PETALING JAYA: Khazanah Nas-ional Bhd has refuted a news report which claimed it had been underperforming over the past four years.
The sovereign wealth fund said in a statement that the article had selectively focused on a “narrow and incomplete set of indicators of financial performance”.
The news report “Khazanah feels the heat amid push to change its investment strategy”, published by The Straits Times of Singapore yesterday had stated that Khazanah was under pressure to generate higher returns.
It said Khazanah had returned an average of RM825mil in dividends annually over the past four years from its RM145bil worth of assets, which translates to less than 1% returns a year between 2013 and 2016.
The article also alleged that senior government officers were pushing for changes to the fund’s management and investment strategy.
In the statement, Khazanah said the most representative measure of its financial performance was its total returns, which take into account realised and unrealised returns, as well as the distribution of returns through dividends.

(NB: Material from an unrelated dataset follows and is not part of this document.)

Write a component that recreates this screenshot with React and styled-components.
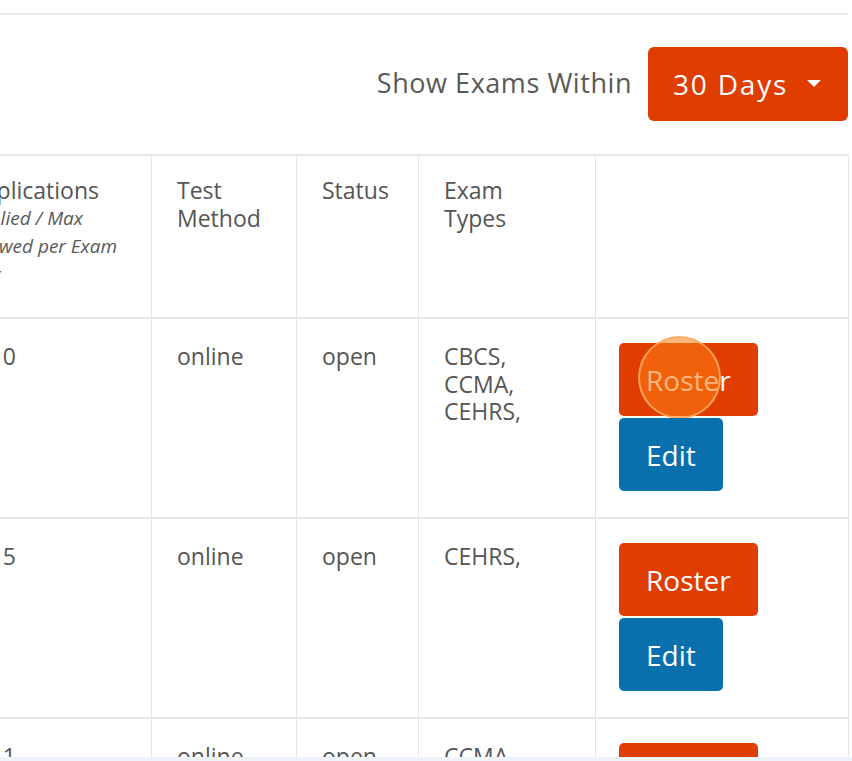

In Khazanah’s case, it said, total returns were represented by the growth in the net value of its portfolio or net worth adjusted (NWA) value.
It said the NWA value of the portfolio had grown 3.1x or 207% from RM33.3bil to RM102.1bil between May 2004 and December 2016, which is the period since the start of the revamp of Khazanah and government-linked companies.
This, it said, translated into an annual compounded return of 9.3% per annum over the 13-year period, rather than just the 1% or 2.6% returns as implied by the report.
“Khazanah has a multi-pronged mandate that includes investing for growth and commercial returns – domestically and internationally – while also undertaking developmental and national initiatives. The latter includes the development of regional economic corridors, reforms of the education sector and the restructuring and catalysing of various economic sectors and national companies.
“The range of returns of these initiatives vary widely from low or even negative returns for more developmental activities, to significantly higher returns for our commercial and international operations, averaging at the said 9.3% per annum NWA return,” it said.
The fund added that as its mandate did not involve receiving regular capital injections, and its need to reinvest for growth and national initiatives, the bulk of its returns were primarily channeled into reinvestments rather than to dividends.
“This need for a balanced re-investment strategy for growth, development and dividends is done in consultation and approval of the board of directors and the government,” it said.
The fund added that Khazanah’s audited shareholders funds had grown to RM37.8bil as at Dec 31, 2016 from RM13.2bil as at Dec 31, 2004, an increase of RM24.6bil over the period.
“We hope the above clarifies the conclusions of the articles in respect of Khazanah’s financial and non-financial performance,” it said.
The fund said the news article had given “an inaccurate and ultimately misleading picture” of Khazanah’s financial performance.
“Finally, with regard to Khazanah’s leadership succession as referred to in the articles, we wish to reiterate that Khazanah has a well-established and orderly succession process, approved by our Board of Directors that is in line with good institutional practice,” it said.